# best duck call



## turkishgold11 (Oct 25, 2004)

hey just wondering what would be the best duck call to buy. I live in Lynden WA which is in the North Western tip of Washington. I hunt ducks out of ponds, flooded fields of any kind, and when I am goose hunting too. One of my freinds has a foild timber rattler and I am thinking about getting one unless I get feedback telling me that there is a better call for less or the same amount of $$.
!! Cupped Wings and Blue Skies !! :thumb:


----------



## seagulhunter4life (Oct 7, 2004)

Turkish, take a look at the Timber Echo calls, they are great. I have one and love it!! I have blown many calls, you could label me a call fanatic and i truly love this call. If you don't like this one another great call is the rnt short barrel.


----------



## bear04 (Oct 5, 2004)

Deffinately have to agree with segulraper on the rnt short barrel.
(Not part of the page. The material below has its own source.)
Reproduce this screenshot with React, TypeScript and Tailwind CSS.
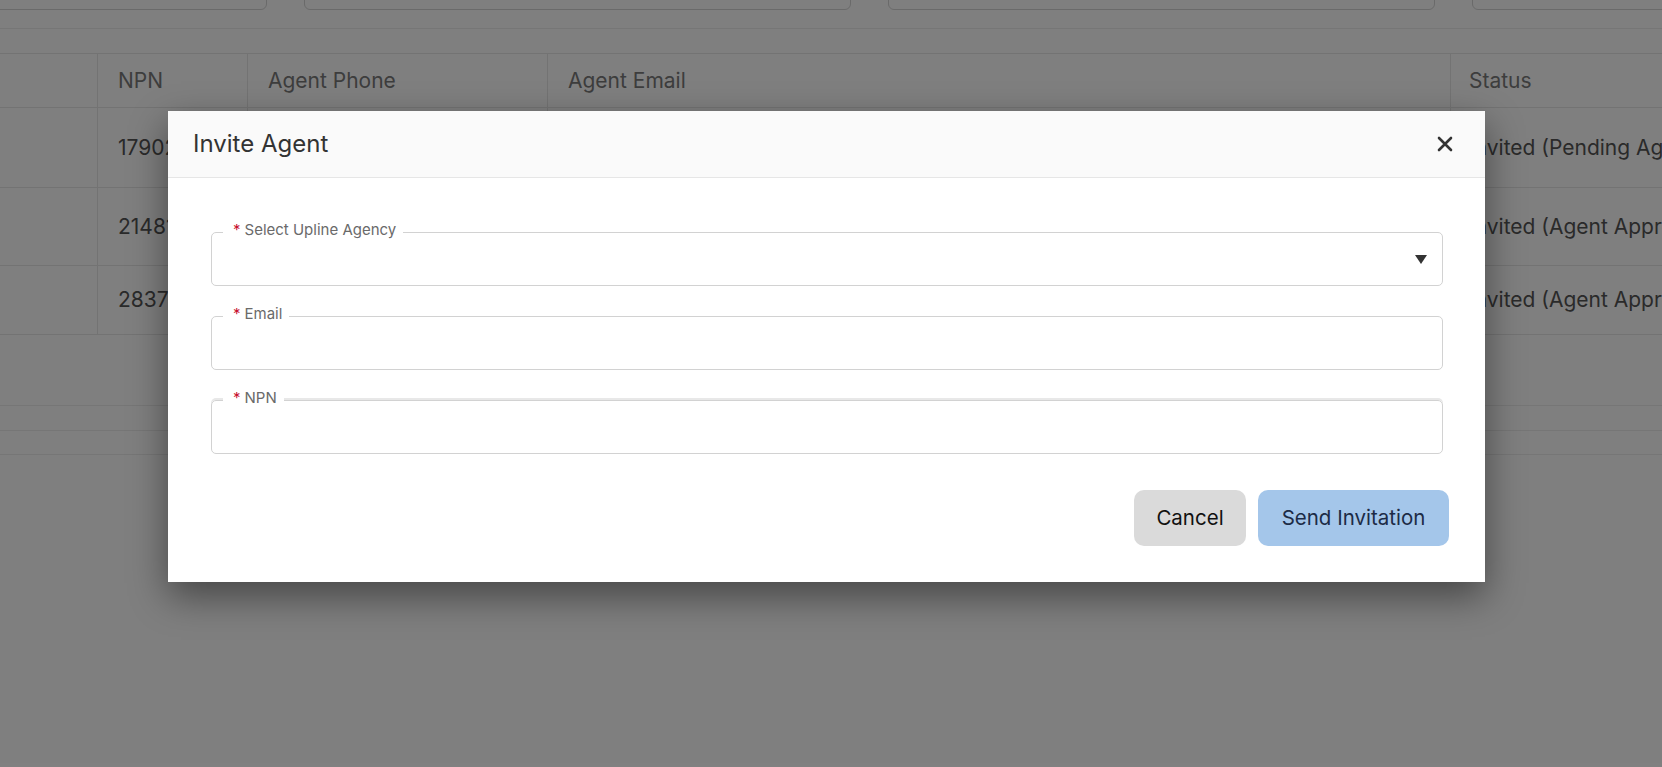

_____________________________________

GIT ER' DUUUUUUUUUUUUUUUUUNN


----------



## Dave K. (Aug 28, 2003)

Turkish said it....Echo timber all the way

Puts the short barrel right to shame!


----------



## seagulhunter4life (Oct 7, 2004)

sure does dave, it is a call for a more advanced duck caller but once you can master it you can rip off tones that are even new to ducks. It's really a dynamite call! Explosive uke:


----------



## duckbuster808 (Apr 27, 2004)

Gotta go with the ECHO timber or any ECHO call for that matter!


----------



## mattfiala2 (Nov 8, 2004)

Speaking in the call world, Big Guys Best Calls are one of the top calls on the market, great volume and one of the most versatile. you want a quality call? you should have one of these hanging from your neck.


----------



## Drew Willemsen (Sep 29, 2003)

Nice first post!! It is about time you got a username!!! :beer:


----------



## turkishgold11 (Oct 25, 2004)

sorry I am more into goose hunting than duck hunting. The only reason I used the duck hunting forum is because I was wondering about a duck call.
!! Cupped Wings and Blue Skies !! :thumb:


----------



## Drew Willemsen (Sep 29, 2003)

Sorry, I wasnt talking about you Turkish, I was talking about but the person that replied right before me...


----------



## bjmmi (Nov 25, 2004)

I LIKE THE BUCK GARDNER CALLS FOR THE MONEY.....GOOD SOUND CD AND VIDEOS IN MOST .....JUST REMEMBER TO HAVE FUN...


----------



## duckbuster808 (Apr 27, 2004)

Echo timber all the way or any Echo for that matter


----------



## goose_slayer (Jan 31, 2004)

RNT calls. Any of them, just pick and situatiion and pick the rnt that fits it


----------



## stubby07 (Nov 29, 2004)

I belive that the rnt short barrel is the way to go . I blow a foiles timber rattler and don't reccomend them if you use the feeder call. the call tends to stick very bad after using the feeder. I have also blown the rnt and find that is is probably the best call out there right now.

:beer:


----------



## Decoyer (Mar 2, 2002)

RNT hunter is the best bargain in a duck call out there. It blows just as good as the RNT original, which is the best all round duck call out there right now IMO.


----------



## Matt Fiala (Nov 8, 2004)

Seriously, go someplace like cabelas were you can try em all out, but make sure not to skip the BGB!!!


----------



## zdosch (Aug 31, 2003)

I was in your same boat just a few weeks ago! I've only blown $20 calls but then I made the smart choice and went all out and got the RNT Acrylic Original and I am pleased to say it was one of the best I've ever heard. Chuckles, greeters, hails, it does them all.....it's a great all around call, if you do get the chance, do what he said, go out to cabelas or some where big and show those employees whatchya got!!! A buddy and I went on a goose call mission over the summer and to put it short we had a heck of a time blowin' the ole honker calls in scheels, cabelas, reeds....it's a blast especially when you get guys to stand there and watch!! :beer: There's nothing like getting the whole store to stop in their tracks and look your way!! LOL

good luck
zach


----------